PROBLEM REQUIREMENTS: How many lines in the records below contain the word "TypeScript"? Answer with the number alone.
--- Start of DATA FOR THE TASK ---
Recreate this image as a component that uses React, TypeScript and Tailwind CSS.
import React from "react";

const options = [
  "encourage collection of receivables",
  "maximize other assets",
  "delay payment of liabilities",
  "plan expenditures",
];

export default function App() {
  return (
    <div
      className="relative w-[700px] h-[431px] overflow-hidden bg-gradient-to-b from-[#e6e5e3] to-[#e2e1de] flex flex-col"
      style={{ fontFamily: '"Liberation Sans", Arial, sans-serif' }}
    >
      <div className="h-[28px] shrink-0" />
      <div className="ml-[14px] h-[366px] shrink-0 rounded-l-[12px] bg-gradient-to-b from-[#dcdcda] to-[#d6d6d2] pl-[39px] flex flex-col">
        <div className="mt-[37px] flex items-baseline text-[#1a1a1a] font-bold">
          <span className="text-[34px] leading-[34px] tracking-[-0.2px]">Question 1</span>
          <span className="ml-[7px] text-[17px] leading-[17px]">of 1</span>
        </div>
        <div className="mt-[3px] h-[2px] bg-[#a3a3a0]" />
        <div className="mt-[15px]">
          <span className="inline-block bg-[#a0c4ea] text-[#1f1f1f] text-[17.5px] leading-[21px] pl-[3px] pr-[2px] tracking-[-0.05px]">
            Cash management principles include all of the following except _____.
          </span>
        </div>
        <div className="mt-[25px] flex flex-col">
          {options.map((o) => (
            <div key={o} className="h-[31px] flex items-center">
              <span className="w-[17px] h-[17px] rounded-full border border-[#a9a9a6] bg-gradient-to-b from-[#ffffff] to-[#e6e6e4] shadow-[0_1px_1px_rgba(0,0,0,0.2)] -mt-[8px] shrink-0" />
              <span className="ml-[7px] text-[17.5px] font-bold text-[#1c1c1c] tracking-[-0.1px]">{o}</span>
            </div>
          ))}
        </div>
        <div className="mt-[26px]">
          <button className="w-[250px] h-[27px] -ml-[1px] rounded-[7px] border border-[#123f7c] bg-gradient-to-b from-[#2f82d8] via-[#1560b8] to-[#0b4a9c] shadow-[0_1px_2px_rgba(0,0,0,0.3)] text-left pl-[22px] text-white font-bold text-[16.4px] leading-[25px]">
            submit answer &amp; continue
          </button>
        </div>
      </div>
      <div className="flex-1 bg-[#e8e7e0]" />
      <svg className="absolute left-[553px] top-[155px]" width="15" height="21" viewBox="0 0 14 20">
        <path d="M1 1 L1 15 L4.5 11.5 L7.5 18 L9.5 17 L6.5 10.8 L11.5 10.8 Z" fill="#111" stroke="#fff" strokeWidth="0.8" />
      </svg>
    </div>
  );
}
--- End of DATA FOR THE TASK ---
--- Start of DATA FOR THE TASK ---
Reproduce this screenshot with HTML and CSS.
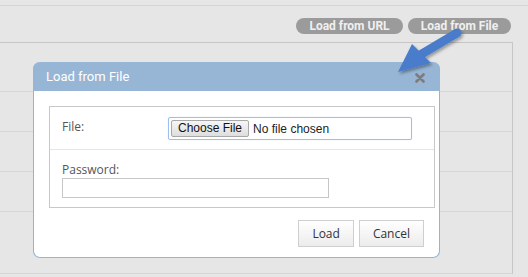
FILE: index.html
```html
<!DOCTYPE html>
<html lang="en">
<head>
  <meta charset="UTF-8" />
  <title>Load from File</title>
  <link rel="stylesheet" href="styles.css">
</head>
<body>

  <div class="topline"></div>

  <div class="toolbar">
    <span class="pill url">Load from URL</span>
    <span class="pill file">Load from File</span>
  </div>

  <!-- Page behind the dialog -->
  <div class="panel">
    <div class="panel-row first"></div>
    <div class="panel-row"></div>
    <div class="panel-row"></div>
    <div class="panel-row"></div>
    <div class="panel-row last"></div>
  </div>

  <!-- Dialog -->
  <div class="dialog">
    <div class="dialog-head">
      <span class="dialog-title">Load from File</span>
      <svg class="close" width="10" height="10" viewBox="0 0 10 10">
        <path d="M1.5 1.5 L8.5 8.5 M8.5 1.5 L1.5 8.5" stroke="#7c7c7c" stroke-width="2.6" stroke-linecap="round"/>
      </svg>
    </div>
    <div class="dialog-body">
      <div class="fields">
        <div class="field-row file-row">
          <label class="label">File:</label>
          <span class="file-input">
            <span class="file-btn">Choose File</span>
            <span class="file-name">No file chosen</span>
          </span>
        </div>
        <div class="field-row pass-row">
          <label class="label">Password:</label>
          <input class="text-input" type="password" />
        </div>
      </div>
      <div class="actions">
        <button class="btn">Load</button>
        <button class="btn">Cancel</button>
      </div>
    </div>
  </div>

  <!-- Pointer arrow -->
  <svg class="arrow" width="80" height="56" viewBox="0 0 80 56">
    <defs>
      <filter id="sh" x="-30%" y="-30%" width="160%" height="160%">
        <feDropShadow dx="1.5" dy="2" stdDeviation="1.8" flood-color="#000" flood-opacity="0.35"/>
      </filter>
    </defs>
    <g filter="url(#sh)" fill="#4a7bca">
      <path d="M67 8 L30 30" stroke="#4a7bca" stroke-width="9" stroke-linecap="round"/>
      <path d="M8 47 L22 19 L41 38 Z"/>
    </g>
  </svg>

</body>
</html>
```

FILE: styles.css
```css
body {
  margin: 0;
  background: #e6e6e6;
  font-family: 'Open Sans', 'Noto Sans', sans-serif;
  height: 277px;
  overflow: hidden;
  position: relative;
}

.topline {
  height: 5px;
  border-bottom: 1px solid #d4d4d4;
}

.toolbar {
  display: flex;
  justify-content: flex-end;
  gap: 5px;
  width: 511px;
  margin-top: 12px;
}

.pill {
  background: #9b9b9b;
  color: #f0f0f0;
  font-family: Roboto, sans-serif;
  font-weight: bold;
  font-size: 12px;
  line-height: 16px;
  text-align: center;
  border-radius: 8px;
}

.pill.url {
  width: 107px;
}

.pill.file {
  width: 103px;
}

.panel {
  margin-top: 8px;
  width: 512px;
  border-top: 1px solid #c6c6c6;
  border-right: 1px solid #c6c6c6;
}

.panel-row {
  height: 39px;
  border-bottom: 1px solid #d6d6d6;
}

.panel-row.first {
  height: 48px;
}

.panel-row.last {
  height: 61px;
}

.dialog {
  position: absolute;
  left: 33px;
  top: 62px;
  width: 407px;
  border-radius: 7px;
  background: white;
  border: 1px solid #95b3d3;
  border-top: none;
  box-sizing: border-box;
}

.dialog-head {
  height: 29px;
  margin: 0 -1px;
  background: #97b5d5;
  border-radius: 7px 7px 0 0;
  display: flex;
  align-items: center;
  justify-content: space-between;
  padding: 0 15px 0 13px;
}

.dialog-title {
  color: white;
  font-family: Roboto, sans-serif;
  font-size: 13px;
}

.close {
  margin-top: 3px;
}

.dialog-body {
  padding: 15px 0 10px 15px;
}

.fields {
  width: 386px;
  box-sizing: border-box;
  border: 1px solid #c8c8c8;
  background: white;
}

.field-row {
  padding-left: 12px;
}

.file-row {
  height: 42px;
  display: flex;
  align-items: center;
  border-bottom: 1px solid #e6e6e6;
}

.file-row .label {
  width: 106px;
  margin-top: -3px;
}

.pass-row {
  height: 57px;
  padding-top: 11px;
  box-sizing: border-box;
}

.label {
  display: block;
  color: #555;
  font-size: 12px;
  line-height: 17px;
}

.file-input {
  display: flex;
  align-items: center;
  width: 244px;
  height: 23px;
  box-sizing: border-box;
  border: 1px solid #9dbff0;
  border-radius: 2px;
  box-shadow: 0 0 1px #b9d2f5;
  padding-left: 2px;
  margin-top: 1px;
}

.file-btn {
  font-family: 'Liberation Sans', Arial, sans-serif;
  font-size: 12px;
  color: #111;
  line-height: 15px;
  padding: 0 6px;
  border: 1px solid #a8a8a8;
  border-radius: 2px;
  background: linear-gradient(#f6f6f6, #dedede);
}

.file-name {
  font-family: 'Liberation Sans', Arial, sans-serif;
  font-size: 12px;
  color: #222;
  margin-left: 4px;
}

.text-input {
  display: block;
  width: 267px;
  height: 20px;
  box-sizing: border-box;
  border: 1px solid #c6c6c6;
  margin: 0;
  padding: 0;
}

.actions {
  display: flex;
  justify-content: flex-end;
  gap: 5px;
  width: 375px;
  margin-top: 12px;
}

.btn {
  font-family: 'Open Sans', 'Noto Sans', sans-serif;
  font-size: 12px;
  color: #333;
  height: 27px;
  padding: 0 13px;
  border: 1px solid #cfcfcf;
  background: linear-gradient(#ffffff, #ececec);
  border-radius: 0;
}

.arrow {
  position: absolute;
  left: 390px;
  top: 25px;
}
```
--- End of DATA FOR THE TASK ---
--- Start of DATA FOR THE TASK ---
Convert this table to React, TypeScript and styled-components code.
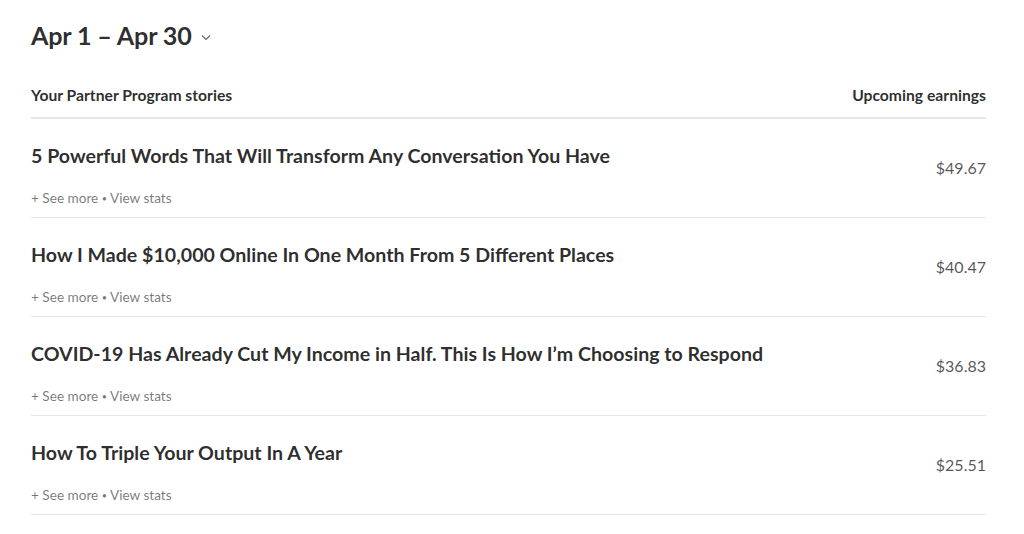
--- End of DATA FOR THE TASK ---
PROBLEM SOLUTION: 2